Выбрать главу

В любом случае студенческие годы невозможно было сравнить с тем временем, которое он провел на «подшипнике». Его кругозор необычайно расширился, новые знакомства и знания наполнили его свежими мыслями и взглядами.

Но мечту о свободной профессии Владимиру пришлось похоронить: в пятидесятом по высочайшему указу всем парням последнего курса лечебного факультета присвоили звание младшего лейтенанта. Так Владимир оказался в шинели и в сапогах. Это событие явилось для него ударом, но ничего изменить было невозможно. Весь пятый курс привыкал он к стоячему воротнику кителя, но так и не смог привыкнуть: хомут он и есть хомут.

По окончании института женился Владимир на сокурснице Шурочке и увез молодую жену за полярный круг, на берег Белого моря, в город с дивным названием Кандалакша. Определили его там начальником медпункта полка. В подчинение попал он к грубоватому, громкоголосому начальнику медслужбы с чудной фамилией и орденом Красной Звезды на груди. Майор Дуля был под два метра ростом, так что при общении с ним приходилось задирать голову. Слыл он мужиком справедливым, подчиненных в обиду не давал и врачебное дело знал как свои пять пальцев. Неформальное знакомство с лейтенантом свел запросто: ближе к вечеру вызвал его к себе в кабинет, где и выпили они в удовольствие медицинского спирта под селедочку да копченую корюшку.

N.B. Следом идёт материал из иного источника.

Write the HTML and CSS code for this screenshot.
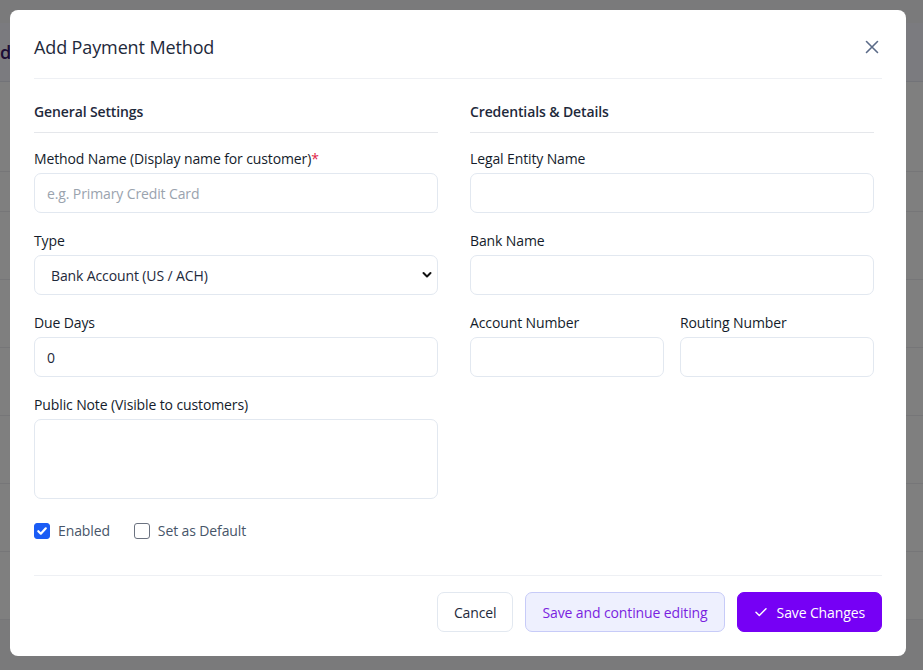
FILE: index.html
```html
<!DOCTYPE html>
<html lang="en">
<head>
<meta charset="utf-8">
<title>Add Payment Method</title>
<link rel="stylesheet" href="styles.css">
</head>
<body>
<div class="page">
  <div class="page-card">
    <div class="page-head"><span class="page-title">ds</span></div>
    <div class="page-row r1"></div>
    <div class="page-row r2"></div>
    <div class="page-row r3"></div>
    <div class="page-row r3"></div>
    <div class="page-row r3"></div>
    <div class="page-row r3"></div>
    <div class="page-row r3"></div>
    <div class="page-row r3"></div>
  </div>
</div>
<div class="overlay">
  <div class="modal">
    <div class="modal-head">
      <h2 class="modal-title">Add Payment Method</h2>
      <button class="close" aria-label="Close">
        <svg width="14" height="14" viewBox="0 0 14 14"><path d="M1.5 1.5 L12.5 12.5 M12.5 1.5 L1.5 12.5" stroke="#5b6b88" stroke-width="1.6" stroke-linecap="round" fill="none"/></svg>
      </button>
    </div>
    <div class="modal-body">
      <div class="col">
        <h3 class="section">General Settings</h3>
        <div class="field">
          <label>Method Name (Display name for customer)<span class="req">*</span></label>
          <input type="text" placeholder="e.g. Primary Credit Card">
        </div>
        <div class="field">
          <label>Type</label>
          <div class="select">
            <span>Bank Account (US / ACH)</span>
            <svg width="10" height="8" viewBox="0 0 10 8"><path d="M1.5 2 L5 5.5 L8.5 2" stroke="#111" stroke-width="2" fill="none" stroke-linecap="round" stroke-linejoin="round"/></svg>
          </div>
        </div>
        <div class="field">
          <label>Due Days</label>
          <input type="text" value="0">
        </div>
        <div class="field">
          <label>Public Note (Visible to customers)</label>
          <textarea></textarea>
        </div>
        <div class="checks">
          <label class="check"><span class="box on"><svg width="12" height="12" viewBox="0 0 12 12"><path d="M2.3 6.2 L4.8 8.7 L9.8 3.3" stroke="#fff" stroke-width="2.2" fill="none" stroke-linecap="round" stroke-linejoin="round"/></svg></span>Enabled</label>
          <label class="check"><span class="box"></span>Set as Default</label>
        </div>
      </div>
      <div class="col">
        <h3 class="section">Credentials &amp; Details</h3>
        <div class="field">
          <label>Legal Entity Name</label>
          <input type="text">
        </div>
        <div class="field">
          <label>Bank Name</label>
          <input type="text">
        </div>
        <div class="pair">
          <div class="field">
            <label>Account Number</label>
            <input type="text">
          </div>
          <div class="field">
            <label>Routing Number</label>
            <input type="text">
          </div>
        </div>
      </div>
    </div>
    <div class="modal-foot">
      <button class="btn btn-cancel">Cancel</button>
      <button class="btn btn-soft">Save and continue editing</button>
      <button class="btn btn-primary"><svg width="14" height="14" viewBox="0 0 14 14"><path d="M2 7.3 L5.3 10.5 L12 3.8" stroke="#fff" stroke-width="1.5" fill="none" stroke-linecap="round" stroke-linejoin="round"/></svg>Save Changes</button>
    </div>
  </div>
</div>
</body>
</html>
```
FILE: styles.css
```css
* { box-sizing: border-box; }
html, body { margin: 0; padding: 0; }
body {
  width: 923px;
  height: 670px;
  overflow: hidden;
  background: #f4f4f6;
  font-family: "Open Sans", "Noto Sans", sans-serif;
  letter-spacing: -0.12px;
  color: #1e293b;
}
.page { padding: 23px 0 0; }
.page-card { background: #fff; }
.page-head {
  height: 59px;
  display: flex;
  align-items: center;
  padding-left: 0;
  background: #f6f7ff;
  border-bottom: 1px solid #e5e7f0;
}
.page-title { font-size: 18px; font-weight: 600; color: #3b1a6b; }
.page-row { border-bottom: 1px solid #ececf0; }
.r1 { height: 90px; }
.r2 { height: 40px; }
.r3 { height: 68px; }

.overlay {
  position: fixed;
  inset: 0;
  background: rgba(0, 0, 0, 0.5);
  padding: 10px;
}
.modal {
  width: 896px;
  height: 646px;
  background: #fff;
  border-radius: 8px;
  display: flex;
  flex-direction: column;
}
.modal-head {
  margin: 0 24px;
  padding: 24px 0 18px;
  border-bottom: 1px solid #eef0f4;
  display: flex;
  align-items: center;
  justify-content: space-between;
}
.modal-title {
  margin: 0;
  font-size: 18px;
  line-height: 26px;
  font-weight: 400;
  color: #1e293b;
}
.close {
  border: 0;
  background: none;
  padding: 0;
  margin-right: 3px;
  width: 14px;
  height: 14px;
  display: flex;
}
.modal-body {
  margin: 0 24px;
  padding: 23px 8px 0 0;
  display: grid;
  grid-template-columns: minmax(0, 1fr) minmax(0, 1fr);
  column-gap: 32px;
  height: 497px;
  border-bottom: 1px solid #eef0f4;
  flex: none;
}
.section {
  margin: 0 0 16px;
  padding-bottom: 10px;
  border-bottom: 1px solid #e5e7eb;
  font-size: 14px;
  line-height: 20px;
  font-weight: 600;
  color: #1e293b;
}
.field { display: flex; flex-direction: column; margin-bottom: 18px; min-width: 0; }
.field label {
  font-size: 14px;
  line-height: 20px;
  margin-bottom: 4px;
  color: #141c2b;
  font-weight: 500;
}
.req { color: #e11d48; }
.field input, .select, .field textarea {
  width: 100%;
  height: 40px;
  border: 1px solid #e2e8f0;
  border-radius: 7px;
  padding: 0 12px;
  font-family: inherit;
  font-size: 14px;
  letter-spacing: -0.12px;
  color: #1e293b;
  background: #fff;
  outline: none;
}
.field input::placeholder { color: #9aa3ae; }
.field textarea { height: 80px; resize: none; padding: 8px 12px; }
.select {
  display: flex;
  align-items: center;
  justify-content: space-between;
  padding: 0 5px 0 16px;
}
.pair { display: grid; grid-template-columns: minmax(0, 1fr) minmax(0, 1fr); column-gap: 16px; }
.checks { display: flex; gap: 24px; margin-top: 22px; }
.check {
  display: flex;
  align-items: center;
  gap: 8px;
  font-size: 14px;
  line-height: 20px;
  color: #475569;
}
.box {
  width: 16px;
  height: 16px;
  border: 1px solid #6b7280;
  border-radius: 3px;
  display: flex;
  align-items: center;
  justify-content: center;
  background: #fff;
}
.box.on { background: #1a5cf5; border-color: #1a5cf5; }
.modal-foot {
  padding: 16px 24px 24px;
  display: flex;
  justify-content: flex-end;
  gap: 12px;
}
.btn {
  height: 40px;
  border-radius: 7px;
  font-family: inherit;
  font-size: 14px;
  letter-spacing: -0.12px;
  font-weight: 500;
  padding: 0 16px;
  display: flex;
  align-items: center;
  gap: 9px;
  cursor: pointer;
}
.btn-cancel { background: #fff; border: 1px solid #e2e8f0; color: #1e293b; }
.btn-soft { background: #eef0fe; border: 1px solid #c7cbf8; color: #7a1fe0; }
.btn-primary { background: #7600f5; border: 1px solid #7600f5; color: #fff; }
```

Майор немного рассказал о том, что такое война и что он на ней видел, а Владимир успел рассказать о себе все, потому как со спиртом они не частили, да и рассказывать было особенно нечего. В общем, расстались за полночь.

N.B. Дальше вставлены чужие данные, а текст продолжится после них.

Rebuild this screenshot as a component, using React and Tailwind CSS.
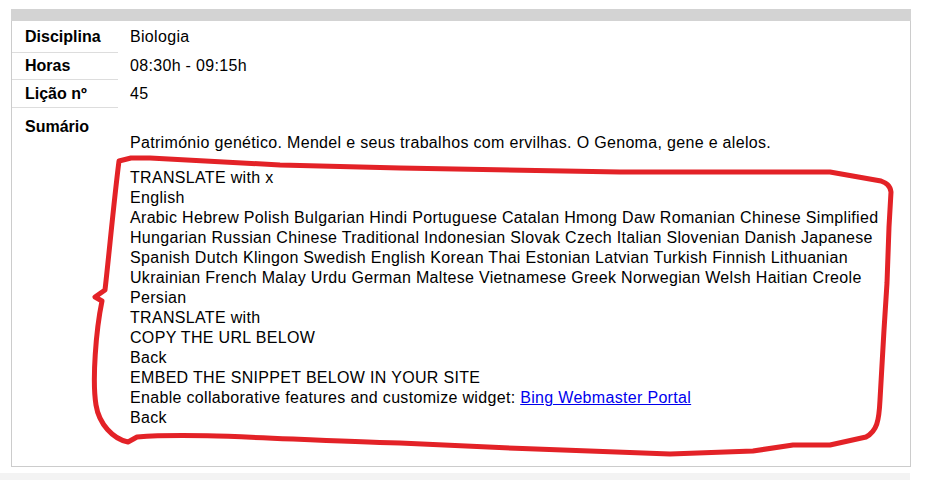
const ROWS = [
  { label: 'Disciplina', value: 'Biologia', pad: 'pt-[6px] pb-[5px]' },
  { label: 'Horas', value: '08:30h - 09:15h', pad: 'pt-[3px] pb-[3px]' },
  { label: 'Lição nº', value: '45', pad: 'pt-[4px] pb-[3px]' },
];

const LANG_LINES = [
  'Arabic Hebrew Polish Bulgarian Hindi Portuguese Catalan Hmong Daw Romanian Chinese Simplified',
  'Hungarian Russian Chinese Traditional Indonesian Slovak Czech Italian Slovenian Danish Japanese',
  'Spanish Dutch Klingon Swedish English Korean Thai Estonian Latvian Turkish Finnish Lithuanian',
  'Ukrainian French Malay Urdu German Maltese Vietnamese Greek Norwegian Welsh Haitian Creole',
  'Persian',
];

// hand-drawn red marker around the widget text
function Scribble() {
  return (
    <svg className="absolute left-0 top-0 pointer-events-none" width="942" height="480" viewBox="0 0 942 480">
      <path
        d="M 131 158 L 119 161 C 114 200, 109 255, 105 290 L 95 297 L 102 301 C 96 330, 92 380, 96 405 C 99 424, 113 439, 128 442 L 137 437 C 200 432, 300 441, 400 443 C 480 447, 600 452, 670 454 L 753 451 L 793 445 L 830 445 L 866 437 C 877 431, 879 421, 880 400 L 884 330 L 887 283 L 889 227 L 891 192 C 890 185, 886 183, 881 181 L 830 172 L 620 172 L 400 168 L 280 165 L 150 158 Z"
        fill="none"
        stroke="#e32227"
        strokeWidth="5"
        strokeLinejoin="round"
        strokeLinecap="round"
      />
    </svg>
  );
}

export default function App() {
  return (
    <div className="relative w-[942px] h-[480px] bg-white text-black text-[16px] leading-5 overflow-hidden" style={{ fontFamily: '"Liberation Sans", Arial, sans-serif' }}>
      <div className="pt-[9px] pl-[11px] w-[911px]">
        <div className="h-[12px] bg-[#d3d3d3]" />
        <div className="border-x border-b border-[#cccccc]">
          {ROWS.map(r => (
            <div key={r.label} className="flex">
              <div className={`w-[106px] shrink-0 pl-[13px] font-bold border-b border-[#dddddd] ${r.pad}`}>{r.label}</div>
              <div className={`pl-[12px] tracking-[0.32px] ${r.pad}`}>{r.value}</div>
            </div>
          ))}
          <div className="flex">
            <div className="w-[106px] shrink-0 pl-[13px] pt-[9px] font-bold">Sumário</div>
            <div className="pl-[12px] pt-[25px] pb-[38px] whitespace-nowrap tracking-[0.32px]">
              <div>Património genético. Mendel e seus trabalhos com ervilhas. O Genoma, gene e alelos.</div>
              <div className="mt-[15px]">
                <div>TRANSLATE with x</div>
                <div>English</div>
                {LANG_LINES.map(l => <div key={l}>{l}</div>)}
                <div>TRANSLATE with</div>
                <div>COPY THE URL BELOW</div>
                <div>Back</div>
                <div>EMBED THE SNIPPET BELOW IN YOUR SITE</div>
                <div>
                  Enable collaborative features and customize widget:{' '}
                  <a href="#" className="text-[#0000ee] underline">Bing Webmaster Portal</a>
                </div>
                <div>Back</div>
              </div>
            </div>
          </div>
        </div>
      </div>
      <div className="mt-[6px] w-[910px] h-[8px] bg-[#f3f3f3]" />
      <Scribble />
    </div>
  );
}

Медпункту был придан стационар на тридцать коек. Для Владимира этот стационар явился настоящим подарком судьбы. Дело в том, что после института он грезил врачебной практикой. Он хотел видеть, как больные становятся здоровыми благодаря его знаниям и способностям. И солдатики неведомым образом услышали немой зов молодого доктора и откликнулись на него. И потянулись в медпункт болящие с потертостями и ушибами, с животами и головной болью, с кашлем и горлом. Владимир заполнял стационар под завязку, но полным стационар оставался только до посещения его начмедом. Дуля брал лейтенанта с собою в больничные палаты и преподносил ему урок мастерства по выявлению «симулянтов, не желающих нести службу». Особо хитрых по части недомоганий майор грозился отправить на «губу». Стационар пустел на две трети, после чего начмед уединялся с Владимиром в крохотной ординаторской и устраивал разнос его «мягкотелости»: хлопал папкой с историями болезней по столу и громыхал с высоты своего роста, что «это истории – но не болезней, Владимир Петрович!». Владимир не трусил и возражал, что при наличии такого прекрасного стационара нельзя подходить к медпомощи с позиции полевых условий военного времени. «Много ты знаешь про полевые условия», – от души хохотал майор. Ему нравилось, что лейтенант не сдавался. Ему нравилось, что усилиями лейтенанта в медпункте был наведен идеальный порядок и что лейтенант хотел лечить. А что это за врач, который не хочет лечить? И как-то после очередной перепалки и упорства Владимира майор пошел на уступки: «Вот что, Владимир Петрович. Вижу я, зуд твой не унять. Хочешь лечить потертости и сопли – лечи. Но имей в виду: положишь амбулаторного – пеняй на себя. И чтобы как минимум пять коек у тебя всегда были свободны – не меньше!»

…Незаметно прошло полтора года, незаметно Владимир стал врачом. Он уже мог расслышать пневмонию за минуту. За ним уже числились победы и над дифтерией, и над дизентерией. И свинку, корь и краснуху он различал на ранних стадиях. И много было правильно поставленных предварительных диагнозов, подтвержденных позже в окружном госпитале. И майор называл его теперь при подчиненных исключительно «Владимир Петрович». На дежурстве Владимир начал покуривать папиросы «Любительские» в красивых сиреневых пачках и не выпускал из рук книг по инфекционным болезням: очень стала занимать его «зараза» и борьба с нею.

Вождь Владимиру давно не напоминал о себе: медпункт и стационар легко обходились без его опекунства; в кабинете начмеда не было даже маленького портрета ехидного грузина, что, конечно же, являлось чьей-то недоработкой. Создавалось впечатление, что вождь начал сдавать, и однажды это подтвердил начальник, без объяснений предложивший Владимиру Петровичу заглянуть к нему после работы.